TASK OBJECTIVE: Skip all pictures, then print the remaining material exactly.
--- START GIVEN INFORMATION ---
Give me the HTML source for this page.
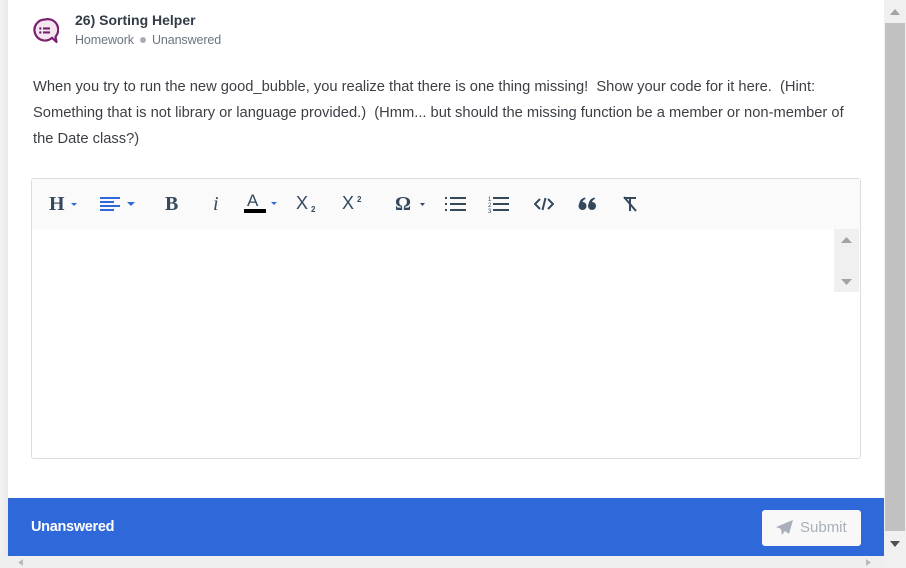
<!DOCTYPE html>
<html><head><meta charset="utf-8"><style>
*{margin:0;padding:0;box-sizing:border-box}
body{width:906px;height:568px;overflow:hidden;background:#fff;font-family:"Liberation Sans",sans-serif;position:relative}
.lstrip{position:absolute;left:0;top:0;width:8px;height:556px;background:linear-gradient(to right,#f2f2f2,#e9e9e9)}
.title{position:absolute;left:75px;top:12px;font-size:14px;font-weight:bold;color:#333c47;letter-spacing:0}
.sub{position:absolute;left:75px;top:33px;font-size:12.5px;color:#6b7480;letter-spacing:-0.1px}
.sub .dot{display:inline-block;width:6px;height:6px;border-radius:50%;background:#a9aeb4;margin:0 6px 2px 6px;vertical-align:middle}
.q{position:absolute;left:33px;top:74px;font-size:14.7px;line-height:26px;color:#3b3f45;white-space:nowrap;letter-spacing:0}
.ed{position:absolute;left:31px;top:178px;width:830px;height:281px;border:1px solid #dcdcdc;border-radius:3px}
.tb{position:absolute;left:0;top:0;width:828px;height:50px;background:#fafafa}
.tb span{position:absolute;top:14px;color:#34495e;font-size:20px;font-family:"Liberation Serif",serif;font-weight:bold}
.isb{position:absolute;left:802px;top:50px;width:25px;height:63px;background:#f0f0f0}
.vsb{position:absolute;left:884px;top:0;width:22px;height:568px;background:#f0f0f0}
.thumb{position:absolute;left:885px;top:23px;width:20px;height:508px;background:#c1c1c1}
.bar{position:absolute;left:8px;top:498px;width:876px;height:58px;background:#2f69d9}
.bar .u{position:absolute;left:23px;top:21px;color:#fff;font-size:14.5px;font-weight:bold;letter-spacing:-0.3px}
.btn{position:absolute;left:754px;top:12px;width:99px;height:36px;background:#f8f8f8;border-radius:3px;color:#a9b0b9;font-size:15px}
.hsb{position:absolute;left:0;top:556px;width:884px;height:12px;background:#efefef}
</style></head><body>
<div class="lstrip"></div>
<svg style="position:absolute;left:31px;top:17px" width="28" height="28" viewBox="0 0 28 28"><path d="M14 2.5a10.5 10.5 0 1 0 7 18.3l4.5 4.2-1-5.3A10.5 10.5 0 0 0 14 2.5z" fill="#f3e6f0" stroke="#7a1f6e" stroke-width="2.2" stroke-linejoin="round"/><circle cx="9.3" cy="11.5" r="1.2" fill="#7a1f6e"/><circle cx="9.3" cy="15.5" r="1.2" fill="#7a1f6e"/><rect x="12" y="10.4" width="7" height="2.1" fill="#7a1f6e"/><rect x="12" y="14.4" width="7" height="2.1" fill="#7a1f6e"/></svg>
<div class="title">26) Sorting Helper</div>
<div class="sub">Homework<span class="dot"></span>Unanswered</div>
<div class="q">When you try to run the new good_bubble, you realize that there is one thing missing!&nbsp; Show your code for it here.&nbsp; (Hint:<br>Something that is not library or language provided.)&nbsp; (Hmm... but should the missing function be a member or non-member of<br>the Date class?)</div>
<div class="ed"><div class="tb">
<span style="left:17px">H</span><svg style="position:absolute;left:39px;top:24px" width="7" height="4"><path d="M0 0h6l-3 3z" fill="#2f69d9"/></svg>
<svg style="position:absolute;left:68px;top:18px" width="36" height="14"><rect x="0" y="0" width="20" height="2" fill="#2f69d9"/><rect x="0" y="4" width="14" height="2" fill="#2f69d9"/><rect x="0" y="8" width="20" height="2" fill="#2f69d9"/><rect x="0" y="12" width="14" height="2" fill="#2f69d9"/><path d="M27 5h8l-4 4z" fill="#2f69d9"/></svg>
<span style="left:133px">B</span>
<span style="left:181px;font-style:italic;font-weight:normal">i</span>
<span style="left:215px;font-family:'Liberation Sans',sans-serif;font-weight:normal;font-size:17px;top:12px">A</span><div style="position:absolute;left:212px;top:30px;width:22px;height:4px;background:#000"></div><svg style="position:absolute;left:239px;top:23px" width="7" height="4"><path d="M0 0h6l-3 3z" fill="#2f69d9"/></svg>
<span style="left:264px;font-family:'Liberation Sans',sans-serif;font-weight:normal;font-size:18px">X</span><span style="left:279px;top:26px;font-size:8px;font-family:'Liberation Sans',sans-serif">2</span>
<span style="left:310px;font-family:'Liberation Sans',sans-serif;font-weight:normal;font-size:18px">X</span><span style="left:325px;top:16px;font-size:8px;font-family:'Liberation Sans',sans-serif">2</span>
<span style="left:363px">Ω</span><svg style="position:absolute;left:388px;top:24px" width="6" height="4"><path d="M0 0h5l-2.5 3z" fill="#34495e"/></svg>
<svg style="position:absolute;left:413px;top:17px" width="22" height="16"><g fill="#34495e"><rect x="0" y="1" width="2" height="2"/><rect x="0" y="7" width="2" height="2"/><rect x="0" y="13" width="2" height="2"/><rect x="5" y="1" width="16" height="2"/><rect x="5" y="7" width="16" height="2"/><rect x="5" y="13" width="16" height="2"/></g></svg>
<svg style="position:absolute;left:456px;top:16px" width="22" height="18"><g fill="#34495e"><text x="0" y="6" font-size="6" font-family="Liberation Sans">1</text><text x="0" y="12" font-size="6" font-family="Liberation Sans">2</text><text x="0" y="18" font-size="6" font-family="Liberation Sans">3</text><rect x="5" y="2" width="16" height="2"/><rect x="5" y="8" width="16" height="2"/><rect x="5" y="14" width="16" height="2"/></g></svg>
<svg style="position:absolute;left:502px;top:17px" width="20" height="16"><path d="M6 3L1 8l5 5M14 3l5 5-5 5M11.5 2l-3 12" stroke="#34495e" stroke-width="2" fill="none"/></svg>
<svg style="position:absolute;left:546px;top:18px" width="20" height="14"><g fill="#34495e"><circle cx="4.5" cy="9" r="4"/><path d="M1 9C1 4 3 1.5 7 0.5l.6 1.5C5 3 4 5 4.5 7z"/><circle cx="14" cy="9" r="4"/><path d="M10.5 9c0-5 2-7.5 6-8.5l.6 1.5C14.5 3 13.5 5 14 7z"/></g></svg>
<svg style="position:absolute;left:590px;top:17px" width="16" height="16"><path d="M2 2h12M8 2v13M2 1l12 14" stroke="#34495e" stroke-width="2" fill="none"/></svg>
</div>
<div class="isb"><svg style="position:absolute;left:7px;top:8px" width="12" height="48"><path d="M0 6l5.5-6 5.5 6z M0 42l5.5 6 5.5-6z" fill="#a3a3a3"/></svg></div>
</div>
<div class="bar"><div class="u">Unanswered</div>
<div class="btn"><svg style="position:absolute;left:14px;top:10px" width="18" height="16"><path d="M17 0L0 7l5 2 1 6 3-4 4 3z" fill="#a9b0b9"/></svg><span style="position:absolute;left:38px;top:9px">Submit</span></div></div>
<div class="hsb"><svg style="position:absolute;left:18px;top:3px" width="6" height="8"><path d="M5 0v7l-5-3.5z" fill="#bbb"/></svg><svg style="position:absolute;left:866px;top:3px" width="6" height="8"><path d="M0 0v7l5-3.5z" fill="#bbb"/></svg></div>
<div class="vsb"></div><div class="thumb"></div>
<svg style="position:absolute;left:890px;top:9px" width="10" height="6"><path d="M0 6l5-6 5 6z" fill="#a3a3a3"/></svg>
<svg style="position:absolute;left:890px;top:541px" width="10" height="6"><path d="M0 0l5 6 5-6z" fill="#505050"/></svg>
</body></html>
--- END GIVEN INFORMATION ---
ANSWER FOR THIS EXERCISE:
Give me the HTML source for this page.
<!DOCTYPE html>
<html><head><meta charset="utf-8"><style>
*{margin:0;padding:0;box-sizing:border-box}
body{width:906px;height:568px;overflow:hidden;background:#fff;font-family:"Liberation Sans",sans-serif;position:relative}
.lstrip{position:absolute;left:0;top:0;width:8px;height:556px;background:linear-gradient(to right,#f2f2f2,#e9e9e9)}
.title{position:absolute;left:75px;top:12px;font-size:14px;font-weight:bold;color:#333c47;letter-spacing:0}
.sub{position:absolute;left:75px;top:33px;font-size:12.5px;color:#6b7480;letter-spacing:-0.1px}
.sub .dot{display:inline-block;width:6px;height:6px;border-radius:50%;background:#a9aeb4;margin:0 6px 2px 6px;vertical-align:middle}
.q{position:absolute;left:33px;top:74px;font-size:14.7px;line-height:26px;color:#3b3f45;white-space:nowrap;letter-spacing:0}
.ed{position:absolute;left:31px;top:178px;width:830px;height:281px;border:1px solid #dcdcdc;border-radius:3px}
.tb{position:absolute;left:0;top:0;width:828px;height:50px;background:#fafafa}
.tb span{position:absolute;top:14px;color:#34495e;font-size:20px;font-family:"Liberation Serif",serif;font-weight:bold}
.isb{position:absolute;left:802px;top:50px;width:25px;height:63px;background:#f0f0f0}
.vsb{position:absolute;left:884px;top:0;width:22px;height:568px;background:#f0f0f0}
.thumb{position:absolute;left:885px;top:23px;width:20px;height:508px;background:#c1c1c1}
.bar{position:absolute;left:8px;top:498px;width:876px;height:58px;background:#2f69d9}
.bar .u{position:absolute;left:23px;top:21px;color:#fff;font-size:14.5px;font-weight:bold;letter-spacing:-0.3px}
.btn{position:absolute;left:754px;top:12px;width:99px;height:36px;background:#f8f8f8;border-radius:3px;color:#a9b0b9;font-size:15px}
.hsb{position:absolute;left:0;top:556px;width:884px;height:12px;background:#efefef}
</style></head><body>
<div class="lstrip"></div>
<svg style="position:absolute;left:31px;top:17px" width="28" height="28" viewBox="0 0 28 28"><path d="M14 2.5a10.5 10.5 0 1 0 7 18.3l4.5 4.2-1-5.3A10.5 10.5 0 0 0 14 2.5z" fill="#f3e6f0" stroke="#7a1f6e" stroke-width="2.2" stroke-linejoin="round"/><circle cx="9.3" cy="11.5" r="1.2" fill="#7a1f6e"/><circle cx="9.3" cy="15.5" r="1.2" fill="#7a1f6e"/><rect x="12" y="10.4" width="7" height="2.1" fill="#7a1f6e"/><rect x="12" y="14.4" width="7" height="2.1" fill="#7a1f6e"/></svg>
<div class="title">26) Sorting Helper</div>
<div class="sub">Homework<span class="dot"></span>Unanswered</div>
<div class="q">When you try to run the new good_bubble, you realize that there is one thing missing!&nbsp; Show your code for it here.&nbsp; (Hint:<br>Something that is not library or language provided.)&nbsp; (Hmm... but should the missing function be a member or non-member of<br>the Date class?)</div>
<div class="ed"><div class="tb">
<span style="left:17px">H</span><svg style="position:absolute;left:39px;top:24px" width="7" height="4"><path d="M0 0h6l-3 3z" fill="#2f69d9"/></svg>
<svg style="position:absolute;left:68px;top:18px" width="36" height="14"><rect x="0" y="0" width="20" height="2" fill="#2f69d9"/><rect x="0" y="4" width="14" height="2" fill="#2f69d9"/><rect x="0" y="8" width="20" height="2" fill="#2f69d9"/><rect x="0" y="12" width="14" height="2" fill="#2f69d9"/><path d="M27 5h8l-4 4z" fill="#2f69d9"/></svg>
<span style="left:133px">B</span>
<span style="left:181px;font-style:italic;font-weight:normal">i</span>
<span style="left:215px;font-family:'Liberation Sans',sans-serif;font-weight:normal;font-size:17px;top:12px">A</span><div style="position:absolute;left:212px;top:30px;width:22px;height:4px;background:#000"></div><svg style="position:absolute;left:239px;top:23px" width="7" height="4"><path d="M0 0h6l-3 3z" fill="#2f69d9"/></svg>
<span style="left:264px;font-family:'Liberation Sans',sans-serif;font-weight:normal;font-size:18px">X</span><span style="left:279px;top:26px;font-size:8px;font-family:'Liberation Sans',sans-serif">2</span>
<span style="left:310px;font-family:'Liberation Sans',sans-serif;font-weight:normal;font-size:18px">X</span><span style="left:325px;top:16px;font-size:8px;font-family:'Liberation Sans',sans-serif">2</span>
<span style="left:363px">Ω</span><svg style="position:absolute;left:388px;top:24px" width="6" height="4"><path d="M0 0h5l-2.5 3z" fill="#34495e"/></svg>
<svg style="position:absolute;left:413px;top:17px" width="22" height="16"><g fill="#34495e"><rect x="0" y="1" width="2" height="2"/><rect x="0" y="7" width="2" height="2"/><rect x="0" y="13" width="2" height="2"/><rect x="5" y="1" width="16" height="2"/><rect x="5" y="7" width="16" height="2"/><rect x="5" y="13" width="16" height="2"/></g></svg>
<svg style="position:absolute;left:456px;top:16px" width="22" height="18"><g fill="#34495e"><text x="0" y="6" font-size="6" font-family="Liberation Sans">1</text><text x="0" y="12" font-size="6" font-family="Liberation Sans">2</text><text x="0" y="18" font-size="6" font-family="Liberation Sans">3</text><rect x="5" y="2" width="16" height="2"/><rect x="5" y="8" width="16" height="2"/><rect x="5" y="14" width="16" height="2"/></g></svg>
<svg style="position:absolute;left:502px;top:17px" width="20" height="16"><path d="M6 3L1 8l5 5M14 3l5 5-5 5M11.5 2l-3 12" stroke="#34495e" stroke-width="2" fill="none"/></svg>
<svg style="position:absolute;left:546px;top:18px" width="20" height="14"><g fill="#34495e"><circle cx="4.5" cy="9" r="4"/><path d="M1 9C1 4 3 1.5 7 0.5l.6 1.5C5 3 4 5 4.5 7z"/><circle cx="14" cy="9" r="4"/><path d="M10.5 9c0-5 2-7.5 6-8.5l.6 1.5C14.5 3 13.5 5 14 7z"/></g></svg>
<svg style="position:absolute;left:590px;top:17px" width="16" height="16"><path d="M2 2h12M8 2v13M2 1l12 14" stroke="#34495e" stroke-width="2" fill="none"/></svg>
</div>
<div class="isb"><svg style="position:absolute;left:7px;top:8px" width="12" height="48"><path d="M0 6l5.5-6 5.5 6z M0 42l5.5 6 5.5-6z" fill="#a3a3a3"/></svg></div>
</div>
<div class="bar"><div class="u">Unanswered</div>
<div class="btn"><svg style="position:absolute;left:14px;top:10px" width="18" height="16"><path d="M17 0L0 7l5 2 1 6 3-4 4 3z" fill="#a9b0b9"/></svg><span style="position:absolute;left:38px;top:9px">Submit</span></div></div>
<div class="hsb"><svg style="position:absolute;left:18px;top:3px" width="6" height="8"><path d="M5 0v7l-5-3.5z" fill="#bbb"/></svg><svg style="position:absolute;left:866px;top:3px" width="6" height="8"><path d="M0 0v7l5-3.5z" fill="#bbb"/></svg></div>
<div class="vsb"></div><div class="thumb"></div>
<svg style="position:absolute;left:890px;top:9px" width="10" height="6"><path d="M0 6l5-6 5 6z" fill="#a3a3a3"/></svg>
<svg style="position:absolute;left:890px;top:541px" width="10" height="6"><path d="M0 0l5 6 5-6z" fill="#505050"/></svg>
</body></html>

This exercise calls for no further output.